Il continue : “Les artistes qui s’y attellent aujourd’hui, ont compris qu’il s’agissait de susciter un engagement continu avec leurs fans. On parle ici de s’y mettre vraiment, de raconter une histoire autour de l’album et de conserver un dialogue constant avec tes fans”. Il n’est donc ici plus question de musique, mais de “storytelling”. La leçon a bien été assimilée, visiblement. Mais ce n’est pas fini ! Grand frère Ek en rajoute une dernière couche : “J’ai le sentiment, vraiment, que ceux qui n’arrivent pas à percer dans le streaming sont aussi ceux, principalement, qui veulent sortir de la musique comme on le faisait avant”. Les musiciens, ces vieux cons fétichistes : “j’ai l’impression d’être comme les agriculteurs qui se plaignent qu’ils n’arrivent plus à vendre leur lait. On va aller déverser des bennes de disques devant le ministère”, confiait Marietta – qui sortait cette année l’excellent Prazepam St. chez Born Bad Records -, dans un papier de Libé daté du 11 octobre, consacré au streaming. Pas une façon de “conserver un dialogue constant avec tes fans”, ça.

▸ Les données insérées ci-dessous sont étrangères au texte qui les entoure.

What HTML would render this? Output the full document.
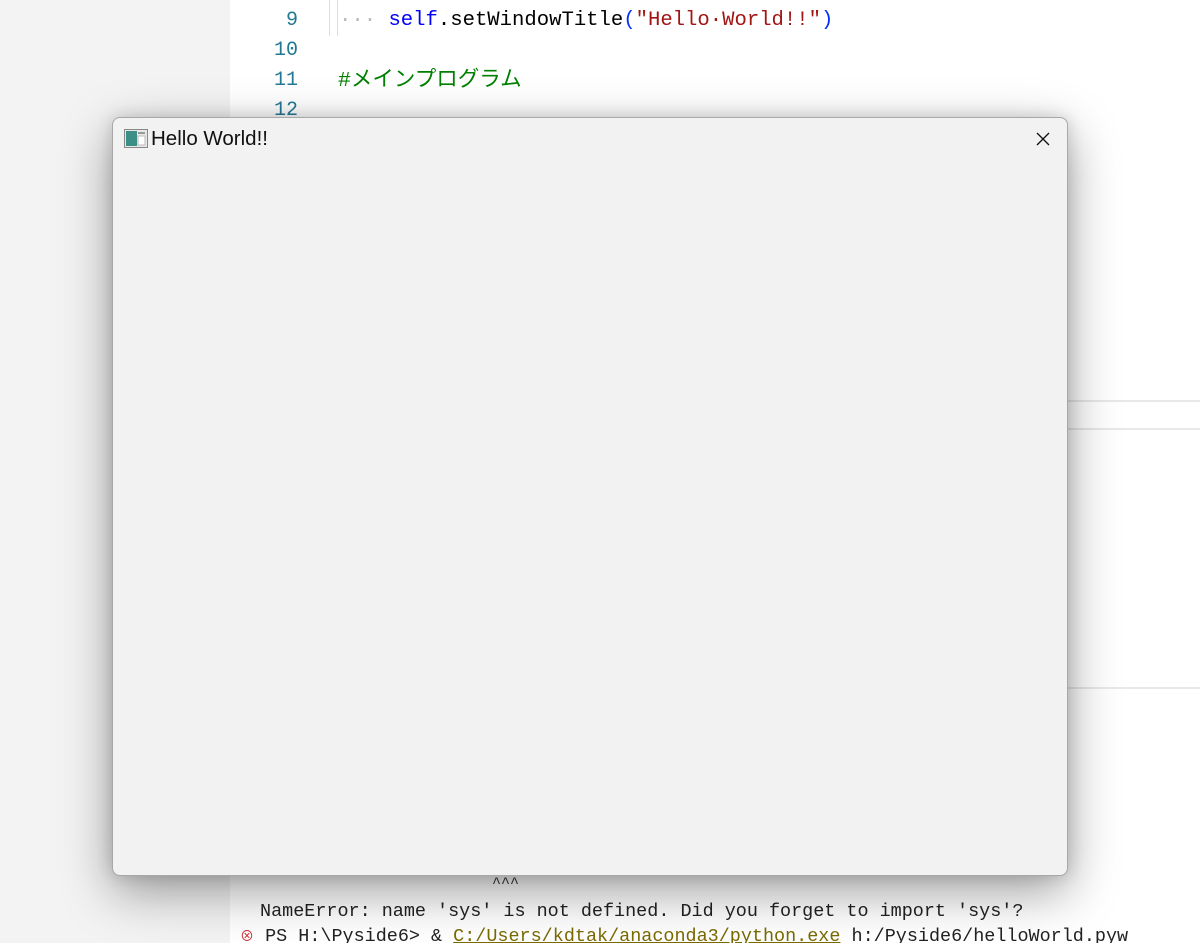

Des nouvelles normes d’écoute, dématérialisées, s’établissent depuis un moment maintenant (et on aura l’occasion d’en reparler, tout un tas d’alternatives à cela se mettent aussi en place), c’est pas une raison pour se laisser flatter par un algorithme qui nous estampille “avant-gardiste” parce qu’on a écouté le dernier album des Strokes avant qu’il n’atteigne 100.000 écoutes et qu’on aurait défriché les territoires inconnus du néo-psychédélisme.
“Vous n’êtes pas votre travail, vous n’êtes pas votre compte en banque, vous n’êtes pas votre voiture, vous n’êtes pas votre portefeuille”, disait Tyler Durden. Vous n’êtes pas non plus votre compte Spotify.